3. **Add up the disks (Integrate):** To find the total volume, we "add up" the volumes of all these tiny disks from the bottom of the bowl ($y=0$) to the top ($y=5$). In math, this "adding up" is called integration!
So, the Volume $V = \int_0^5 \pi (2y) dy$.

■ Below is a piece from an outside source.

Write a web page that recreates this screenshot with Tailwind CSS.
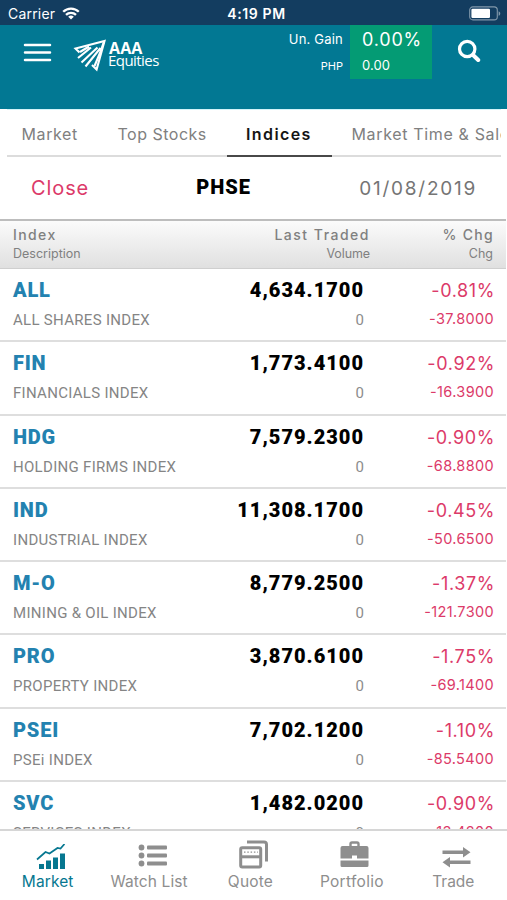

4. **Calculate the integral:**
$V = 2\pi \int_0^5 y dy$
The integral of $y$ is $y^2/2$.
$V = 2\pi [y^2/2]_0^5$
Now, we plug in the top limit (5) and subtract what we get when we plug in the bottom limit (0):
$V = 2\pi (5^2/2 - 0^2/2)$
$V = 2\pi (25/2 - 0)$
$V = 2\pi (25/2)$
$V = 25\pi$ cubic units.

Next, let's tackle the related rates part (Part b). We're filling the bowl with water and want to know how fast the water level rises.
1. **Volume of water at a certain height:** Let's find a formula for the volume of water, $V_{water}$, in the bowl when the water level is at a height $h$. It's the same idea as finding the total volume, but we integrate only up to $h$:
$V_{water}(h) = \int_0^h \pi (2y) dy = 2\pi [y^2/2]_0^h = \pi h^2$.
So, the volume of water in the bowl is $V_{water} = \pi h^2$.
2. **Relate the rates of change:** We know water is flowing in at a rate of 3 cubic units per second ($dV_{water}/dt = 3$). We want to find how fast the height is changing ($dh/dt$). These are "related rates"!
We use a special math trick (called differentiation!) to see how $V_{water}$ changes when $h$ changes, and how that relates to time.
If $V_{water} = \pi h^2$, then $dV_{water}/dt = \pi \times (2h) \times (dh/dt)$. This just means the rate the volume changes is equal to $2\pi h$ times the rate the height changes.
3. **Plug in the numbers:** We are given $dV_{water}/dt = 3$, and we want to find $dh/dt$ when the water depth $h=4$.
$3 = 2\pi (4) (dh/dt)$
$3 = 8\pi (dh/dt)$
4. **Solve for dh/dt:** To find $dh/dt$, we just divide both sides by $8\pi$:
$dh/dt = 3 / (8\pi)$ units per second.